競争力の高い企業の特徴とは? 共通している「組織運営の在り方」
4つの組織形態
まずパーソナル型組織です。その中心にいる、すべての責任を持つ最高位者が絶大な影響力を持つことが特徴です。組織が小さいときや、企業再生・改革等のトップダウン時にこの形式がとられることが多いといいます。ビジョンをもった人に導かれれば活力に満ちた組織になる一方で、その人への依存度が高いという特性があります。 次はプログラム型組織で、ピラミッド型の階層と、秩序、コントロール、システムなどを重視していることが特徴となります。最低限のトレーニングで業務を実行できるように、各部署で行われる業務をできるだけシンプルで反復性の高いものに調整します。成熟した組織でこの形態をとることが多く、効率性を高められる利点と、イノベーションが難しい難点があります。 第三の形態はプロフェッショナル型組織です。
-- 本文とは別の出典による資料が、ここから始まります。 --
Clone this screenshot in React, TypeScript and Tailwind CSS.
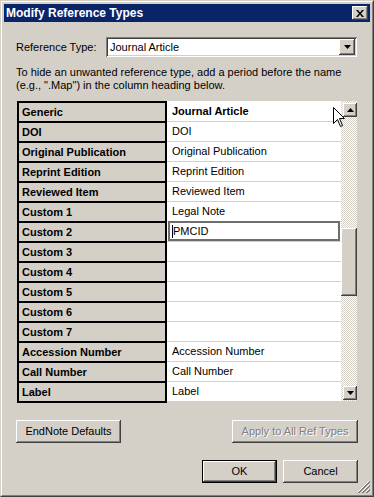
import React from 'react';

const raised =
  'bg-[#d4d0c8] shadow-[inset_-1px_-1px_#404040,inset_1px_1px_#ffffff,inset_-2px_-2px_#808080,inset_2px_2px_#d4d0c8]';
const sunken =
  'shadow-[inset_1px_1px_#808080,inset_-1px_-1px_#ffffff,inset_2px_2px_#404040,inset_-2px_-2px_#d4d0c8]';

const rows: [string, string][] = [
  ['Generic', 'Journal Article'],
  ['DOI', 'DOI'],
  ['Original Publication', 'Original Publication'],
  ['Reprint Edition', 'Reprint Edition'],
  ['Reviewed Item', 'Reviewed Item'],
  ['Custom 1', 'Legal Note'],
  ['Custom 2', 'PMCID'],
  ['Custom 3', ''],
  ['Custom 4', ''],
  ['Custom 5', ''],
  ['Custom 6', ''],
  ['Custom 7', ''],
  ['Accession Number', 'Accession Number'],
  ['Call Number', 'Call Number'],
  ['Label', 'Label'],
];

const Arrow = ({ up }: { up?: boolean }) => (
  <svg width="7" height="4" viewBox="0 0 7 4">
    {up ? <path d="M3.5 0 L7 4 L0 4 Z" fill="#000" /> : <path d="M0 0 L7 0 L3.5 4 Z" fill="#000" />}
  </svg>
);

const Button = ({
  children,
  className = '',
  disabled,
}: {
  children: React.ReactNode;
  className?: string;
  disabled?: boolean;
}) => (
  <div
    className={`${raised} h-[23px] flex items-center justify-center ${
      disabled ? 'text-[#808080] [text-shadow:1px_1px_0_#ffffff]' : 'text-black'
    } ${className}`}
  >
    {children}
  </div>
);

export default function App() {
  return (
    <div className="relative w-[374px] h-[497px] bg-[#d4d0c8] font-['Liberation_Sans',Arial,sans-serif] text-[11px] text-black select-none">
      <div className="w-full h-full border border-t-[#d4d0c8] border-l-[#d4d0c8] border-r-[#404040] border-b-[#404040]">
        <div className="relative w-full h-full border border-t-white border-l-white border-r-[#808080] border-b-[#808080] p-[2px] flex flex-col">
          {/* title bar */}
          <div className="h-[18px] bg-[#0a246a] flex items-center justify-between pl-[2px] pr-[2px]">
            <span className="text-white font-bold text-[12px] leading-none">Modify Reference Types</span>
            <div className={`${raised} w-[16px] h-[14px] flex items-center justify-center`}>
              <svg width="8" height="7" viewBox="0 0 8 7">
                <path d="M0 0 L2 0 L4 2.5 L6 0 L8 0 L5 3.5 L8 7 L6 7 L4 4.5 L2 7 L0 7 L3 3.5 Z" fill="#000" />
              </svg>
            </div>
          </div>

          {/* body */}
          <div className="flex-1 flex flex-col px-[12px]">
            <div className="mt-[15px] flex items-center h-[20px]">
              <span className="w-[90px]">Reference Type:</span>
              <div className={`${sunken} bg-white w-[251px] h-[20px] p-[2px] flex items-center`}>
                <span className="flex-1 pl-[2px]">Journal Article</span>
                <div className={`${raised} w-[16px] h-[16px] flex items-center justify-center`}>
                  <Arrow />
                </div>
              </div>
            </div>

            <p className="mt-[9px] leading-[13px]">
              To hide an unwanted reference type, add a period before the name
              <br />
              (e.g., ".Map") in the column heading below.
            </p>

            <div className="mt-[9px] ml-[1px] flex items-start">
              {/* generic column */}
              <div className="w-[150px] border-l-2 border-r-2 border-b-2 border-black">
                {rows.map(([g]) => (
                  <div key={g} className="h-[20px] border-t-2 border-black flex items-center pl-[3px] font-bold">
                    {g}
                  </div>
                ))}
              </div>

              {/* journal article column */}
              <div className="w-[174px] bg-white">
                {rows.map(([g, v], i) =>
                  g === 'Custom 2' ? (
                    <div key={g} className="h-[20px] border-t border-[#d4d0c8] pl-[1px]">
                      <div className="h-[20px] -mt-[1px] w-[172px] border-2 border-[#6e6e6e] bg-white flex items-center pl-[2px]">
                        <span className="w-[1px] h-[13px] bg-black" />
                        <span>PMCID</span>
                      </div>
                    </div>
                  ) : (
                    <div
                      key={g}
                      className={`h-[20px] flex items-center pl-[5px] ${i > 0 ? 'border-t border-[#d4d0c8]' : ''} ${
                        i === 0 ? 'font-bold' : ''
                      }`}
                    >
                      {v}
                    </div>
                  )
                )}
              </div>

              {/* scrollbar */}
              <div className="w-[16px] h-[300px] flex flex-col bg-[image:repeating-conic-gradient(#ffffff_0%_25%,#d4d0c8_0%_50%)] bg-[length:2px_2px]">
                <div className={`${raised} ml-[2px] mt-[2px] w-[14px] h-[14px] flex items-center justify-center`}>
                  <Arrow up />
                </div>
                <div className={`${raised} mt-[111px] w-[16px] h-[68px]`} />
                <div className={`${raised} mt-auto mb-[1px] ml-[2px] w-[14px] h-[14px] flex items-center justify-center`}>
                  <Arrow />
                </div>
              </div>
            </div>

            <div className="mt-[17px] flex justify-between">
              <Button className="w-[105px]">EndNote Defaults</Button>
              <Button className="w-[126px]" disabled>
                Apply to All Ref Types
              </Button>
            </div>

            <div className="mt-[17px] flex justify-end gap-[6px]">
              <div className="w-[75px] h-[23px] border border-black">
                <div className={`${raised} w-full h-full flex items-center justify-center`}>OK</div>
              </div>
              <Button className="w-[75px]">Cancel</Button>
            </div>
          </div>

          {/* size grip */}
          <svg className="absolute right-[2px] bottom-[2px]" width="12" height="12" viewBox="0 0 12 12">
            <path d="M11 0 L0 11" stroke="#ffffff" />
            <path d="M12 0 L0 12 M12 1 L1 12" stroke="#808080" />
            <path d="M11 4 L4 11" stroke="#ffffff" />
            <path d="M12 4 L4 12 M12 5 L5 12" stroke="#808080" />
            <path d="M11 8 L8 11" stroke="#ffffff" />
            <path d="M12 8 L8 12 M12 9 L9 12" stroke="#808080" />
          </svg>
        </div>
      </div>

      {/* mouse pointer */}
      <svg className="absolute left-[333px] top-[107px]" width="13" height="21" viewBox="0 0 13 21">
        <path d="M0.5 0.5 L0.5 16.5 L4.5 12.5 L7.5 19.5 L9.5 18.5 L6.5 11.5 L11.5 11.5 Z" fill="#ffffff" stroke="#000000" />
      </svg>
    </div>
  );
}
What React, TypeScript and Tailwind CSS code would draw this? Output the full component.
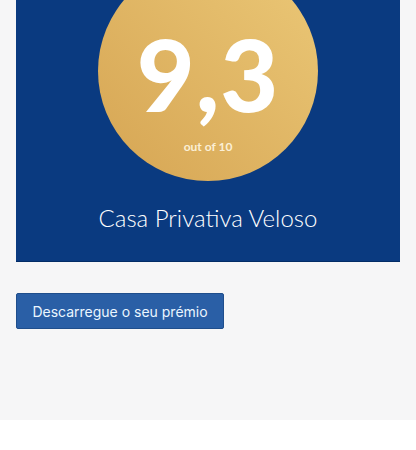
import React from "react";

export default function App() {
  return (
    <div className="w-[416px] h-[450px] bg-white" style={{ fontFamily: "Lato, 'Open Sans', sans-serif" }}>
      <section className="bg-[#f6f6f7] h-[420px] px-4">
        <div className="h-[262px] bg-[#0a3a80] border-b border-[#032c66] overflow-hidden flex flex-col items-center">
          <div className="-mt-[39px] w-[220px] h-[220px] shrink-0 rounded-full bg-gradient-to-bl from-[#ebc877] to-[#d6a553] flex flex-col items-center text-white">
            <span className="mt-[62px] text-[100px] leading-none font-black tracking-[1px]">9,3</span>
            <span className="mt-[16px] text-[12px] leading-[16px] font-bold text-[#fbefd6]">out of 10</span>
          </div>
          <p className="mt-[23px] text-[24px] leading-[28px] text-white font-light">Casa Privativa Veloso</p>
        </div>
        <button
          className="mt-[31px] w-[208px] h-[36px] rounded-[2px] bg-[#2a5fa6] border border-[#1f4e8c] text-[14px] text-[#eaf6ff]"
          style={{ fontFamily: "Inter, sans-serif" }}
        >
          Descarregue o seu prémio
        </button>
      </section>
    </div>
  );
}
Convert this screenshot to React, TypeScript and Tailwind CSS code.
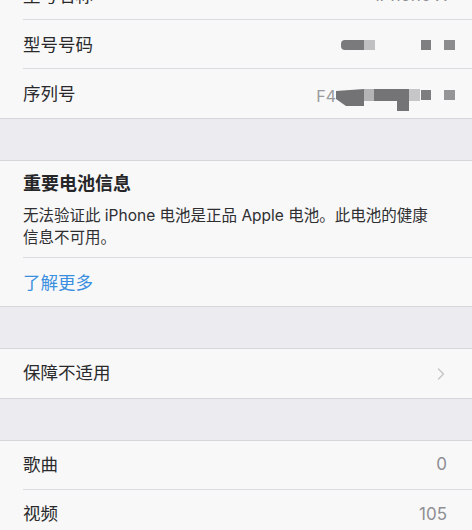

病院や学校やコンサルティングファームの多くが該当します。高度なスキルを持った人たちが集まっていることが特徴で、号令がなくとも高度な調整が行われ、専門職の自律性を尊重します。一方で、管理体制の変化への抵抗が強く、数値評価することも難しいという問題があります。この種の組織は「メリトクラシー」と呼ばれる能力主義で統制されます。 そして第四の形態は、プロジェクト型組織です。テクノロジー関連の研究機関、前衛的な作品をつくる映画制作会社などの組織で見られる形です。起業家精神をもった組織内のエキスパートたちが協働し、高度なイノベーションを追求します。複雑性が高く、変化も激しいため、チームワークが重視されます。なお、曖昧な状況を好まない人には適していない、定型の業務を実行することには長けていないという問題があります。
4つの組織形態と4つの力
パーソナル型は圧倒的な個人に率いられるためアートとクラフトが強く、プログラム型は再現性を求めサイエンスが強いことは想像しやすいでしょう。プロフェッショナル型は主にサイエンスとクラフトを重視し、プロジェクト型はアート・クラフト・サイエンスをいずれも発揮する傾向があるといいます。 本書の中には、4つの組織形態で作用する「4つの力」が紹介されています。各組織形態の核心をついていることが印象的です。パーソナル型組織は「統合」、プログラム型組織は「効率」、プロフェッショナル型組織は「熟達」、プロジェクト型組織は「協働」の力が大きな役割を果たしています。 上記の整理は説明不要なほどに、きれいに組織の姿を表しているのではないでしょうか。論理的な納得感が高く、私たちが4つの組織形態を俯瞰することを促してくれます。